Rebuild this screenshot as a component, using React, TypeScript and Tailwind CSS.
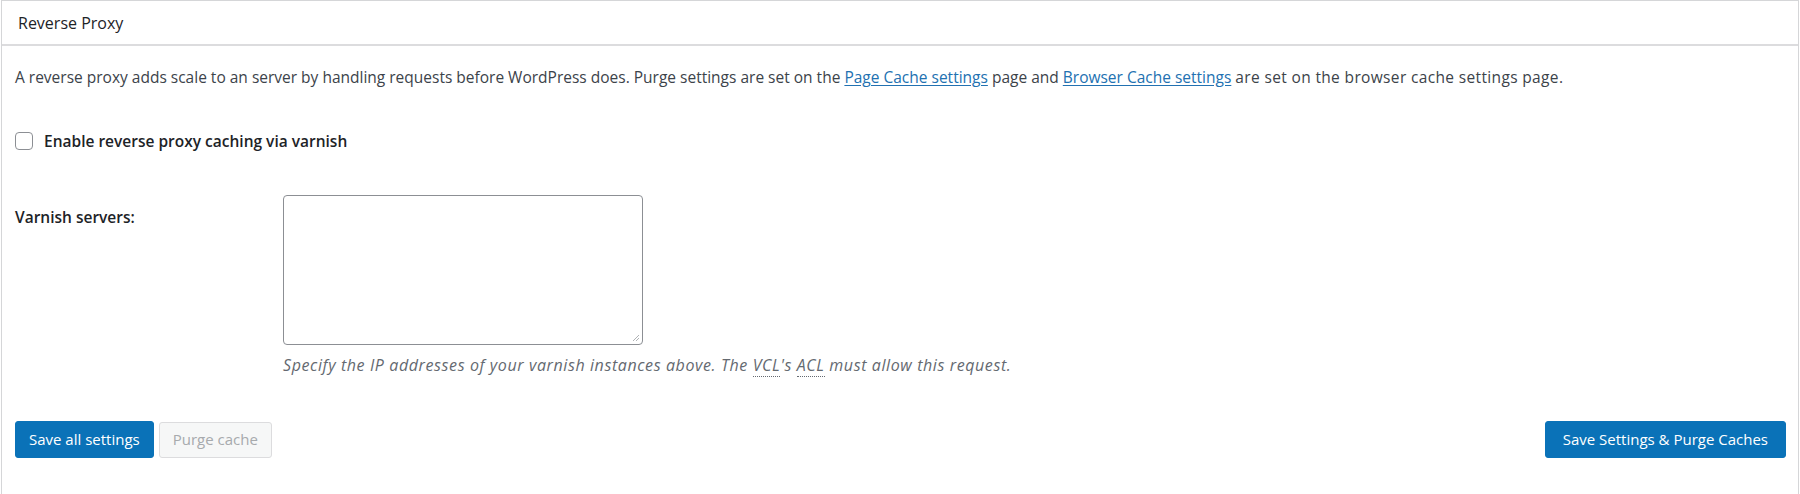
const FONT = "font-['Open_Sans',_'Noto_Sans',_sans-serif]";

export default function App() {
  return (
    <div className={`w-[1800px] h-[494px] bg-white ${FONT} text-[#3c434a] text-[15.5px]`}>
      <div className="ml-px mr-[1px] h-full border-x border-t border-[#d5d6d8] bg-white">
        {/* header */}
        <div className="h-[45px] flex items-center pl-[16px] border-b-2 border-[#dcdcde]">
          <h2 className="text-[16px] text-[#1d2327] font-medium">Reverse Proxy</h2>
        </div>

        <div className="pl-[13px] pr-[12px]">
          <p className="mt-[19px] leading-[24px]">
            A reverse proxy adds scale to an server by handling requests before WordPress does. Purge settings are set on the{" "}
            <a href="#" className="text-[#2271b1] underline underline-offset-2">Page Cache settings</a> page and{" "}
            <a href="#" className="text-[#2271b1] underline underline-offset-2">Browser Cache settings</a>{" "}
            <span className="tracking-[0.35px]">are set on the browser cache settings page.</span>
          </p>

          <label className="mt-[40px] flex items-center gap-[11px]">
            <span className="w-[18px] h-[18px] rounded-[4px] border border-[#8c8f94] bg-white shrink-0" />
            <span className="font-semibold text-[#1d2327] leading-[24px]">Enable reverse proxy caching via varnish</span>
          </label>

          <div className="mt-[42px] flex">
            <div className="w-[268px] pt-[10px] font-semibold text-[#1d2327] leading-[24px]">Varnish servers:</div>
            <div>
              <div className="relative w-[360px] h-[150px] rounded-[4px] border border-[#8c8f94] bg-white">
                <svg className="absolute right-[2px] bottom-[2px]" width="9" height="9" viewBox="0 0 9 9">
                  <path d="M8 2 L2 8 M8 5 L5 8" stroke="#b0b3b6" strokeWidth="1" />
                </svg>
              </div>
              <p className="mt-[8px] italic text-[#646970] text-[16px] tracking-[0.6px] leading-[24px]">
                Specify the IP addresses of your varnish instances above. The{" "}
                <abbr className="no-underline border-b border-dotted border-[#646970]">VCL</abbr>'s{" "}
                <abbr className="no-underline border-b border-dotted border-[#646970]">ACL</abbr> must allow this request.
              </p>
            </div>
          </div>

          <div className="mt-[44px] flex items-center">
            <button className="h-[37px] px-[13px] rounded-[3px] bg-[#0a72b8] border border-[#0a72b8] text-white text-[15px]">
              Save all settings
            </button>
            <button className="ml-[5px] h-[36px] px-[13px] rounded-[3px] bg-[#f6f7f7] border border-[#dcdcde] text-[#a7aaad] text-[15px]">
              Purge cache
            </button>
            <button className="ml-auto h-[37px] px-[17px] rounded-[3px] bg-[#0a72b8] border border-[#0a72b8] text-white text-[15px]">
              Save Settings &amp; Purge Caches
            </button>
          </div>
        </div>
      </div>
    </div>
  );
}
◆ ◆ ◆ ◆ ◆
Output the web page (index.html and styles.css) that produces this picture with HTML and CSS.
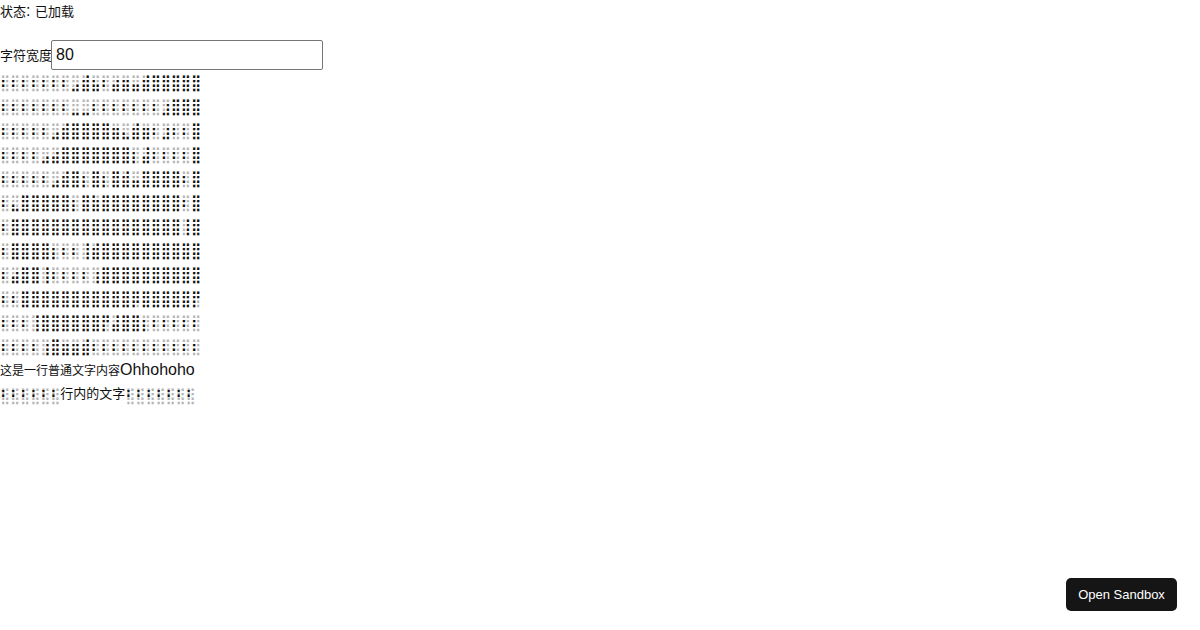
◆ ◆ ◆ ◆ ◆
-- The problem --
In the entries above, identify each line that includes the string "this", then copy it.

-- Exercise solution --
Rebuild this screenshot as a component, using React, TypeScript and Tailwind CSS.
                <abbr className="no-underline border-b border-dotted border-[#646970]">ACL</abbr> must allow this request.
Output the web page (index.html and styles.css) that produces this picture with HTML and CSS.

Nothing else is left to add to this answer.